Yes, but with some important considerations. The calculator includes nautical miles as a unit option, which is defined as exactly 1,852 meters (about 1.15078 statute miles).
For nautical applications:
- Use nautical miles: This is the standard unit in maritime and aviation
- Consider great circles: For long-distance navigation, routes follow great circles (the shortest path between two points on a sphere)
- Account for currents/winds: Actual travel distance may differ from the calculated radius due to environmental factors
- Use proper charts: Nautical charts use specific projections that may affect distance measurements
The National Oceanic and Atmospheric Administration provides official resources for maritime navigation.
How do I calculate the distance between two points?

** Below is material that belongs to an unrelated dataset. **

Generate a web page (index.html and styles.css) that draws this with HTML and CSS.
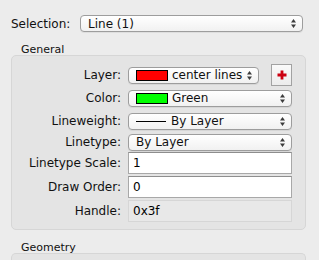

To calculate the distance between two latitude/longitude points, use the Haversine formula:
a = sin²(Δφ/2) + cos(φ1) * cos(φ2) * sin²(Δλ/2)
c = 2 * atan2(√a, √(1−a))
d = R * c
Where:
- φ1, φ2: latitude of point 1 and 2 in radians
- Δφ: difference in latitude (φ2 - φ1)
- Δλ: difference in longitude (λ2 - λ1)
- R: Earth's radius (mean radius = 6,371 km)
- d: distance between the points
This formula accounts for the Earth's curvature and provides the great-circle distance between two points.
What's the difference between a radius and a bounding box?
A radius defines a circular area around a point, while a bounding box is a rectangular area that contains the circle. In geographic terms:
- Radius: All points within a specified distance from the center point
- Bounding box: The smallest rectangle (aligned with latitude/longitude lines) that contains the entire circular area
The bounding box is always larger than the circular area it contains. The corners of the bounding box will be outside the radius, while the edges of the circle will extend beyond the midpoints of the bounding box sides.
In our calculator:
- The radius defines the circular area
- The north/south/east/west bounds define the bounding box
How do I convert between decimal degrees and DMS?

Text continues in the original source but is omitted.